Copy every line that mentions the word "page".

▸ **MATERIAL FOR THE TASK**
►

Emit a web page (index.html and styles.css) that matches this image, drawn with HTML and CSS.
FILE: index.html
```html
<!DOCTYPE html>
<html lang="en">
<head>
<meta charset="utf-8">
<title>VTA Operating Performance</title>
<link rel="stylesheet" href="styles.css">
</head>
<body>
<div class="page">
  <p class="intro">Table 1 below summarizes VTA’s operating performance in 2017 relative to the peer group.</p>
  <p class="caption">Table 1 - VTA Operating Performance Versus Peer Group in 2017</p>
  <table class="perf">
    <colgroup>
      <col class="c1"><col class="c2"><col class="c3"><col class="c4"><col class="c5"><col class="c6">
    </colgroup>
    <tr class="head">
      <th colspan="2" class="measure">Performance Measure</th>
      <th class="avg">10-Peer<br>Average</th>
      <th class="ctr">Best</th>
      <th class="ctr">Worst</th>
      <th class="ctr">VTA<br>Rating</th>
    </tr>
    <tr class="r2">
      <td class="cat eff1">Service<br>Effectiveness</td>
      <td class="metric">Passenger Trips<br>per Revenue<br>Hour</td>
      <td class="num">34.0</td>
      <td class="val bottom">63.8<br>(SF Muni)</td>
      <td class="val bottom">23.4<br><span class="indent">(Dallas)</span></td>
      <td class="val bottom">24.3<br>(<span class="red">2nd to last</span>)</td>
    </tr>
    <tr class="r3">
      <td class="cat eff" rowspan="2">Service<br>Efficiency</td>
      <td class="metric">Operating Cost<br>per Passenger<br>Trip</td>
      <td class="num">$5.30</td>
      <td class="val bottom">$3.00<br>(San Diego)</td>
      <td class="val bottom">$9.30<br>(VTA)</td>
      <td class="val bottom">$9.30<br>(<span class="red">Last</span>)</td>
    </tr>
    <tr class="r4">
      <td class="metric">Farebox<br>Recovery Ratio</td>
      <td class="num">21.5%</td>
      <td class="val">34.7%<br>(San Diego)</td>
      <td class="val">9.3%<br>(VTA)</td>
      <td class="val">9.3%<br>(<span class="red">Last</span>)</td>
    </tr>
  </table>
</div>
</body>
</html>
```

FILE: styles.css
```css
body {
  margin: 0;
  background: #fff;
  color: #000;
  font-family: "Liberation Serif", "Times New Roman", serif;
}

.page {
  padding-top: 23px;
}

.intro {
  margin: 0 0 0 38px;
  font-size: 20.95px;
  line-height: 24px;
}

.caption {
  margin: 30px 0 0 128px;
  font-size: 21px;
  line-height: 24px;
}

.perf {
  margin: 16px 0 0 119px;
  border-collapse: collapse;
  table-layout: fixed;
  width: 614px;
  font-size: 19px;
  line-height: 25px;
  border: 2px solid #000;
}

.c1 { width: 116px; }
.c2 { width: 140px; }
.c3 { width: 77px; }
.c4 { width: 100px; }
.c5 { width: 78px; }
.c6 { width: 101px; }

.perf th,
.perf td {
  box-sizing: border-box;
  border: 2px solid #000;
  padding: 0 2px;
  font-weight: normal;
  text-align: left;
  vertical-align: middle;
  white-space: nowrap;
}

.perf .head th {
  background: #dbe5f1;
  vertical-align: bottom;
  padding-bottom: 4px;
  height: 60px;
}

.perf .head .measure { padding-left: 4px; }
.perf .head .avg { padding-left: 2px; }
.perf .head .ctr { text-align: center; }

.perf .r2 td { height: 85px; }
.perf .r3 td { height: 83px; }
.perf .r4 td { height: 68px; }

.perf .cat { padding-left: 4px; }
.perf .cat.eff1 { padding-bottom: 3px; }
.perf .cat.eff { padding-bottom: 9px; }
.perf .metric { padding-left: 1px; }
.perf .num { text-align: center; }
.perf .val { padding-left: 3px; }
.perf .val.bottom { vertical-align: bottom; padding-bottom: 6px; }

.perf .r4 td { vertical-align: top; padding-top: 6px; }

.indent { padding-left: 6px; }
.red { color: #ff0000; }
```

◄
►

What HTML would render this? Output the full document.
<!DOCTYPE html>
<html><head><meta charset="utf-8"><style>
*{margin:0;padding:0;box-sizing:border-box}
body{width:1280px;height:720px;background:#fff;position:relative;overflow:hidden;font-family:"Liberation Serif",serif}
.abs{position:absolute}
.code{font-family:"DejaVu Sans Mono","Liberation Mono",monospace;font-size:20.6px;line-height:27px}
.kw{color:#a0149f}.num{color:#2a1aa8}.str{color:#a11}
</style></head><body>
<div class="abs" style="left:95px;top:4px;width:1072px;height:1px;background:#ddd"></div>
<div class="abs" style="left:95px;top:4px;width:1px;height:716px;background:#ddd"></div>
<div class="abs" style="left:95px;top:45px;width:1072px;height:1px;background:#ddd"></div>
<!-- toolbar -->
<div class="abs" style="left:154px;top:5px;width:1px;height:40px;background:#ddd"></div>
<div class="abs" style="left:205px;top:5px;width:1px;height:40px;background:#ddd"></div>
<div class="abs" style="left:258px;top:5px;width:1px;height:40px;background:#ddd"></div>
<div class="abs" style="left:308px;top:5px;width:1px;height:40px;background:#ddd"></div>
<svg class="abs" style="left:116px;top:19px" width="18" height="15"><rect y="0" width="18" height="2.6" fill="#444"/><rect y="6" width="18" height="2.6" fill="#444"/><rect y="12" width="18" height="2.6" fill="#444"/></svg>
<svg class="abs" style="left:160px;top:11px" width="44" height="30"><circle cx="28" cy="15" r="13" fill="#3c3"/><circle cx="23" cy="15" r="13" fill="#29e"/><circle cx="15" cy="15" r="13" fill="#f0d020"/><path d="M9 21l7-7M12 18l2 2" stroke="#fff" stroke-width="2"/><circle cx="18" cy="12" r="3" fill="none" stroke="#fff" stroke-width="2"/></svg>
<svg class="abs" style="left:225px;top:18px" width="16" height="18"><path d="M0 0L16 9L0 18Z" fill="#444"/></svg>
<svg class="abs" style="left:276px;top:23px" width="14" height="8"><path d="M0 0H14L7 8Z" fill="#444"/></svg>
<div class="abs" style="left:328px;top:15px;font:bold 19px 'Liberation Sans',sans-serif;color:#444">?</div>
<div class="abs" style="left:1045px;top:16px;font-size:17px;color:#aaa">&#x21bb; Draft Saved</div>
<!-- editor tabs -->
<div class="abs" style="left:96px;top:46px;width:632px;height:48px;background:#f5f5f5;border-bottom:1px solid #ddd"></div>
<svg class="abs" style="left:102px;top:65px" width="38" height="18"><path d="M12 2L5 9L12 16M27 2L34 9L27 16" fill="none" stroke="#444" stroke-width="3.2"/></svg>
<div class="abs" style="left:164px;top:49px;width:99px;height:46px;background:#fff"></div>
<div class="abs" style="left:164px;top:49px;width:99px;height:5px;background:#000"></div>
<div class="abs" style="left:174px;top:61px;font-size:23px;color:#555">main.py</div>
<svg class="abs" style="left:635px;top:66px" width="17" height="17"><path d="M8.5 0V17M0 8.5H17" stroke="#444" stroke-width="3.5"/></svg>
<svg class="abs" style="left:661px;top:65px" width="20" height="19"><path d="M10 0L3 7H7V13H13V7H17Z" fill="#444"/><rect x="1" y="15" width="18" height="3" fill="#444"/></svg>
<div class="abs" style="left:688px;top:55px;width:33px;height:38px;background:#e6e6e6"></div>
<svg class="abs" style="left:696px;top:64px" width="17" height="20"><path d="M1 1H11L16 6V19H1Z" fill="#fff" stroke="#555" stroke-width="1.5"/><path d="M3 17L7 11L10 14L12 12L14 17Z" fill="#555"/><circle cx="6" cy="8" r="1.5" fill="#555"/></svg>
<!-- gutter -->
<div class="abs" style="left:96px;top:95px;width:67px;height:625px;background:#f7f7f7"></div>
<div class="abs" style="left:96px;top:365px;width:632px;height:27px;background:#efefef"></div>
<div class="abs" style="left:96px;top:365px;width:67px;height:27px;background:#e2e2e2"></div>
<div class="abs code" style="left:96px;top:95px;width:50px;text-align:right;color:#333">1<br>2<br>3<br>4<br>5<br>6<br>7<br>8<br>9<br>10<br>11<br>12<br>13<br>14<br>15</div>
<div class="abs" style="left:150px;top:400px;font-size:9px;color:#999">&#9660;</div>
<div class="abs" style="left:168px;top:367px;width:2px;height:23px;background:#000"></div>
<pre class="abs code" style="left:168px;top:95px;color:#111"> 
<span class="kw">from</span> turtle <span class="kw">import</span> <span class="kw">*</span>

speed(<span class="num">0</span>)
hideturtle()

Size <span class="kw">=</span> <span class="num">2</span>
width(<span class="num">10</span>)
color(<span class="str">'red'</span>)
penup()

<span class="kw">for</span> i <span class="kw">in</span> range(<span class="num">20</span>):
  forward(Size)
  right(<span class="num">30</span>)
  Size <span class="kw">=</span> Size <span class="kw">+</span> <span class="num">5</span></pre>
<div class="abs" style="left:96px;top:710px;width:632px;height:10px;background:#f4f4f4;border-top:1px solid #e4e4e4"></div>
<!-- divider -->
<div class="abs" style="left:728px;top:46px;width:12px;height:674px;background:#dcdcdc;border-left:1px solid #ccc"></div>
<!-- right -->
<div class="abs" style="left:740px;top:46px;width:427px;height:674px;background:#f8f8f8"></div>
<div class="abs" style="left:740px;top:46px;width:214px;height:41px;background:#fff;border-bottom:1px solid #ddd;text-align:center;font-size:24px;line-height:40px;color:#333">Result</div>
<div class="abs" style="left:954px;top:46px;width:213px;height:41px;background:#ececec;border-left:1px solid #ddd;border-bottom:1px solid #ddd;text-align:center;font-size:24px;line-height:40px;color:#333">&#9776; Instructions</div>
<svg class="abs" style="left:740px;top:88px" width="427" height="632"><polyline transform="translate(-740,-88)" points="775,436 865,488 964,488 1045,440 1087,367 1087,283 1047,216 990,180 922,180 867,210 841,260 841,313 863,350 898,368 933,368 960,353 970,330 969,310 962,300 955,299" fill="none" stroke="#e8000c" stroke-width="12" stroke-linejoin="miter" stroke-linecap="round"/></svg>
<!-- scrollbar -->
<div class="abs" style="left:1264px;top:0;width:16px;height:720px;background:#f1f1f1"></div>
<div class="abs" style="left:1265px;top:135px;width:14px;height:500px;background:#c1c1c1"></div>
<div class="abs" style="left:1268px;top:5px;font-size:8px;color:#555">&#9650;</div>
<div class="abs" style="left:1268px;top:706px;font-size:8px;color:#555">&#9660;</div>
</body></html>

◄

▸ **COMPLETE RESPONSE**
Emit a web page (index.html and styles.css) that matches this image, drawn with HTML and CSS.
<div class="page">
.page {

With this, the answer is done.